Am Donnerstag hatte der französische Außenminister Bernard Kouchner in Belgrad erklärt, ein EU-Beitritt Serbiens ohne Lösung des Kosovo-Problems sei ausgeschlossen: "Serbien kann nicht mit ethnischen Konflikten in die EU kommen". Damit verknüpfte erstmals ein führender Politiker eines EU-Landes eine mögliche EU-Mitgliedschaft Serbiens so direkt mit der Kosovo-Frage. Kouchner warb für den Plan des UNO-Sondergesandten Martti Ahtisaari, der für das Kosovo eine durch die EU überwachte Unabhängigkeit von Serbien vorsieht. Die serbische Regierung und ein Großteil der Bevölkerung lehnen dies kategorisch ab. Die Liberaldemokraten, die einzige Partei des Landes, die offen für eine Loslösung des Kosovo von Serbien eintritt, kam bei den Parlamentswahlen vom Januar gerade mal auf 5 Prozent der Stimmen.

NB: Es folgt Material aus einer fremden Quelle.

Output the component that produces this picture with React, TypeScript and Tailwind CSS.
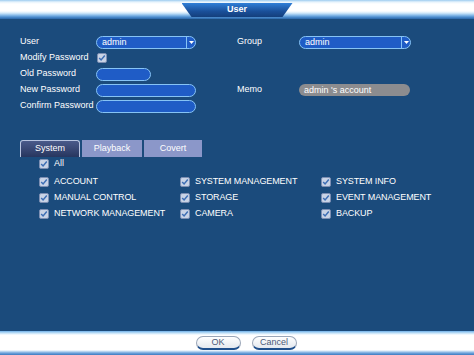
import { ReactNode } from "react"

const font = { fontFamily: '"Liberation Sans", Arial, sans-serif' }

function Check() {
  return (
    <svg width="10" height="10" viewBox="0 0 10 10" className="shrink-0">
      <rect x="0.5" y="0.5" width="9" height="9" rx="1.5" fill="#c9d3e6" stroke="#7d8fb3" />
      <path d="M2.2 5 L4.1 7 L7.8 2.6" fill="none" stroke="#3f6fb5" strokeWidth="1.5" />
    </svg>
  )
}

function Select({ value, width }: { value: string; width: string }) {
  return (
    <div className={`${width} h-[13px] flex items-center rounded-full border border-[#86c3f5] bg-[#1f5cc6] overflow-hidden`}>
      <span className="flex-1 pl-[5px] text-[9px] text-white leading-none">{value}</span>
      <div className="h-full w-[9px] border-l border-[#86c3f5] flex items-center justify-center">
        <svg width="5" height="3" viewBox="0 0 5 3"><path d="M0 0 H5 L2.5 3 Z" fill="#fff" /></svg>
      </div>
    </div>
  )
}

function Input({ width }: { width: string }) {
  return <div className={`${width} h-[13px] rounded-full border border-[#86c3f5] bg-[#1f5cc6]`} />
}

function Row({ label, children }: { label: string; children?: ReactNode }) {
  return (
    <div className="h-4 flex items-center">
      <span className="w-[76px] shrink-0 text-[9px] text-white">{label}</span>
      {children}
    </div>
  )
}

function Perm({ label }: { label: string }) {
  return (
    <div className="h-4 flex items-center gap-[5px]">
      <Check />
      <span className="text-[9px] text-white uppercase tracking-[-0.1px]">{label}</span>
    </div>
  )
}

const perms = [
  "ACCOUNT", "SYSTEM MANAGEMENT", "SYSTEM INFO",
  "MANUAL CONTROL", "STORAGE", "EVENT MANAGEMENT",
  "NETWORK MANAGEMENT", "CAMERA", "BACKUP",
]

export default function App() {
  return (
    <div className="w-[474px] h-[355px] flex flex-col overflow-hidden bg-[#1b4b7c]" style={font}>
      {/* title band */}
      <div className="h-[19px] shrink-0 flex justify-center bg-[linear-gradient(to_bottom,#9ccbef_0px,#e6f3fc_2px,#ffffff_4px,#ffffff_11px,#d4eafa_13px,#8fc0ec_15px,#4f8fd0_17px,#2a66a8_19px)]">
        <div className="mt-[3px] w-[111px] h-[14px] flex items-center justify-center bg-[linear-gradient(to_bottom,#2f7fd8,#1a4f99_60%,#143f7c)] [clip-path:polygon(0_0,100%_0,91%_100%,9%_100%)]">
          <span className="text-[9px] font-bold text-white">User</span>
        </div>
      </div>

      {/* body */}
      <div className="flex-1 flex flex-col pt-[15px]">
        <div className="flex pl-5">
          <div className="w-[217px] flex flex-col">
            <Row label="User"><Select value="admin" width="w-[100px]" /></Row>
            <Row label="Modify Password"><span className="ml-px"><Check /></span></Row>
            <Row label="Old Password"><Input width="w-[55px]" /></Row>
            <Row label="New Password"><Input width="w-[100px]" /></Row>
            <Row label="Confirm Password"><Input width="w-[100px]" /></Row>
          </div>
          <div className="flex flex-col">
            <div className="h-4 flex items-center">
              <span className="w-[62px] text-[9px] text-white">Group</span>
              <Select value="admin" width="w-[112px]" />
            </div>
            <div className="h-8" />
            <div className="h-4 flex items-center">
              <span className="w-[62px] text-[9px] text-white">Memo</span>
              <div className="w-[111px] h-[12px] rounded-full bg-[#8c8c8f] flex items-center pl-[5px]">
                <span className="text-[9px] text-white leading-none">admin 's account</span>
              </div>
            </div>
          </div>
        </div>

        {/* tabs */}
        <div className="flex gap-[2px] pl-5 mt-[26px]">
          <div className="w-[60px] h-[17px] flex items-center justify-center rounded-t-[3px] border border-b-0 border-[#b8c4e0] bg-[linear-gradient(to_bottom,#4a5a8a,#27365f)] text-[9px] text-white">System</div>
          <div className="w-[60px] h-[17px] flex items-center justify-center bg-[#8b97c9] text-[9px] text-white">Playback</div>
          <div className="w-[58px] h-[17px] flex items-center justify-center bg-[#8b97c9] text-[9px] text-white">Covert</div>
        </div>

        <div className="pl-[39px]">
          <div className="h-[13px] flex items-center gap-[5px]">
            <Check />
            <span className="text-[9px] text-white">All</span>
          </div>
          <div className="grid grid-cols-[141px_141px_141px] mt-[4px]">
            {perms.map((p) => <Perm key={p} label={p} />)}
          </div>
        </div>
      </div>

      {/* button band */}
      <div className="h-[24px] shrink-0 flex justify-center items-start gap-[11px] pt-[5px] pl-[18px] bg-[linear-gradient(to_bottom,#6fb0e8_0px,#bfe0f8_2px,#ffffff_4px,#ffffff_19px,#cfe4f6_20px,#6fa4dc_22px,#3c7ac0_24px)]">
        <button className="w-[45px] h-[14px] rounded-full border border-[#9aa6b8] border-b-2 border-b-[#1f4f8c] bg-[linear-gradient(to_bottom,#ffffff,#e4e8ee)] text-[9px] leading-none text-[#4d5a78]">OK</button>
        <button className="w-[45px] h-[14px] rounded-full border border-[#9aa6b8] border-b-2 border-b-[#1f4f8c] bg-[linear-gradient(to_bottom,#ffffff,#e4e8ee)] text-[9px] leading-none text-[#4d5a78]">Cancel</button>
      </div>
    </div>
  )
}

Was den Umgang Serbiens mit denjenigen Staaten betrifft, die ein unabhängiges Kosovo anerkennen, ist die serbische Öffentlichkeit gemäß CeSID-Umfrage gespalten. 39 Prozent fordern, die diplomatischen Beziehungen mit diesen Ländern abzubrechen, 36 Prozent wollen dies nicht. Über die Hälfte der Befragten ist aber nicht bereit, wegen des Kosovo materiellen Verzicht oder ein Sinken des Lebensstandards hinzunehmen. Einen neuerlichen Krieg um die von knapp zwei Millionen Menschen, vor allem ethnischen Albanern, bewohnte Provinz lehnen gar 70 Prozent der Serben eindeutig ab. Nur knapp jeder Achte - unter ihnen vor allem Hausfrauen und Rentner - gab an, Serbien müsste im Falle einer Unabhängigkeit des Kosovo mit Waffengewalt gegen die Kosovo-Albaner und die internationale Gemeinschaft vorgehen. Der Generalstabschef der serbischen Armee, Zdravko Ponos, ließ unterdessen verlauten, die Streitkräfte würden ausschließlich auf Anweisung der politischen Führung des Landes in den Kosovo-Konflikt eingreifen. "Der Staat hat das Monopol der Gewaltanwendung. Die Armee hat nicht das Recht, eine eigenständige Politik zu führen", sagte Ponos.

Laut CeSID-Umfrage ist der proeuropäische Staatpräsident Boris Tadic zurzeit der populärste Politiker in Serbien. Auf den zweiten Platz kam der Fraktionschef und Vizevorsitzende der ultranationalistischen Radikalen, Tomislav Nikolic, gefolgt vom nationalkonservativen Premierminister Vojislav Kostunica. Besonders hoch ist derzeit die Politikverdrossenheit in Serbien. 62 Prozent der Befragten sind der Meinung, keinerlei Einfluss auf die Politik zu haben, fast die Hälfte betrachtet die Demokratie als träge und ineffizient. Damit erklären sich die Meinungsforscher auch die niedrige Beteiligung bei den Parlamentswahlen vom Januar, die bei lediglich 60 Prozent lag.